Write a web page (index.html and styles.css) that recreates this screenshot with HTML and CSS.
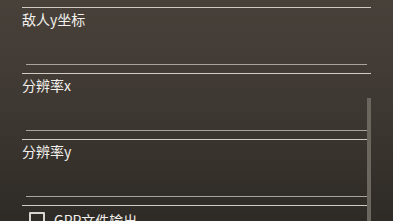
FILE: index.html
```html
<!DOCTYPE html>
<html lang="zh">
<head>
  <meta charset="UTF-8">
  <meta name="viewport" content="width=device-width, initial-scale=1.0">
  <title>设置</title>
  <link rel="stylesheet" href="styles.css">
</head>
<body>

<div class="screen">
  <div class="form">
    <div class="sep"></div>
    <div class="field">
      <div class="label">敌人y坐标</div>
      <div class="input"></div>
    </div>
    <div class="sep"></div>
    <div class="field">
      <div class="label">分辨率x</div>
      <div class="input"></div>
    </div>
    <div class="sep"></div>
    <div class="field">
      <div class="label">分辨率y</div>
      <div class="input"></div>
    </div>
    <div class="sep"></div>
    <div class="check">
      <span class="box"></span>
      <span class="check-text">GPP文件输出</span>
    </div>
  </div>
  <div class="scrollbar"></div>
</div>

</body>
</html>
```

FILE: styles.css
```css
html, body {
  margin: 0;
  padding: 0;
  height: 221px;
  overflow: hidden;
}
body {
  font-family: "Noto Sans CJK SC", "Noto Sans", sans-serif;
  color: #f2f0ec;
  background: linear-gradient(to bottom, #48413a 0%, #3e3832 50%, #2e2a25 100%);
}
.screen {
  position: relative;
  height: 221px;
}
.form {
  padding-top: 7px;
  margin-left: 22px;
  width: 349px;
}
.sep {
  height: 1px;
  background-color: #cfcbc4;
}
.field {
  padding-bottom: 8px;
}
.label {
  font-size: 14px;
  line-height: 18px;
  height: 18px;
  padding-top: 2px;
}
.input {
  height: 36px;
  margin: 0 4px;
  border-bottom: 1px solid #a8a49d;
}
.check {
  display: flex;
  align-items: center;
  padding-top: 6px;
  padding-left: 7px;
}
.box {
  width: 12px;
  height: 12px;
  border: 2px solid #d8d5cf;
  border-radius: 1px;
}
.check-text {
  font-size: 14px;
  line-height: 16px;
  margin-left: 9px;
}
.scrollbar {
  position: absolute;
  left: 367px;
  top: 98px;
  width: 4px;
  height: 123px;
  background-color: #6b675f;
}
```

• • • • • • •

* Required task *
Write out the data precisely as given, excluding the pictures.

* Response to this task *
Write a web page (index.html and styles.css) that recreates this screenshot with HTML and CSS.
FILE: index.html
```html
<!DOCTYPE html>
<html lang="zh">
<head>
  <meta charset="UTF-8">
  <meta name="viewport" content="width=device-width, initial-scale=1.0">
  <title>设置</title>
  <link rel="stylesheet" href="styles.css">
</head>
<body>

<div class="screen">
  <div class="form">
    <div class="sep"></div>
    <div class="field">
      <div class="label">敌人y坐标</div>
      <div class="input"></div>
    </div>
    <div class="sep"></div>
    <div class="field">
      <div class="label">分辨率x</div>
      <div class="input"></div>
    </div>
    <div class="sep"></div>
    <div class="field">
      <div class="label">分辨率y</div>
      <div class="input"></div>
    </div>
    <div class="sep"></div>
    <div class="check">
      <span class="box"></span>
      <span class="check-text">GPP文件输出</span>
    </div>
  </div>
  <div class="scrollbar"></div>
</div>

</body>
</html>
```

FILE: styles.css
```css
html, body {
  margin: 0;
  padding: 0;
  height: 221px;
  overflow: hidden;
}
body {
  font-family: "Noto Sans CJK SC", "Noto Sans", sans-serif;
  color: #f2f0ec;
  background: linear-gradient(to bottom, #48413a 0%, #3e3832 50%, #2e2a25 100%);
}
.screen {
  position: relative;
  height: 221px;
}
.form {
  padding-top: 7px;
  margin-left: 22px;
  width: 349px;
}
.sep {
  height: 1px;
  background-color: #cfcbc4;
}
.field {
  padding-bottom: 8px;
}
.label {
  font-size: 14px;
  line-height: 18px;
  height: 18px;
  padding-top: 2px;
}
.input {
  height: 36px;
  margin: 0 4px;
  border-bottom: 1px solid #a8a49d;
}
.check {
  display: flex;
  align-items: center;
  padding-top: 6px;
  padding-left: 7px;
}
.box {
  width: 12px;
  height: 12px;
  border: 2px solid #d8d5cf;
  border-radius: 1px;
}
.check-text {
  font-size: 14px;
  line-height: 16px;
  margin-left: 9px;
}
.scrollbar {
  position: absolute;
  left: 367px;
  top: 98px;
  width: 4px;
  height: 123px;
  background-color: #6b675f;
}
```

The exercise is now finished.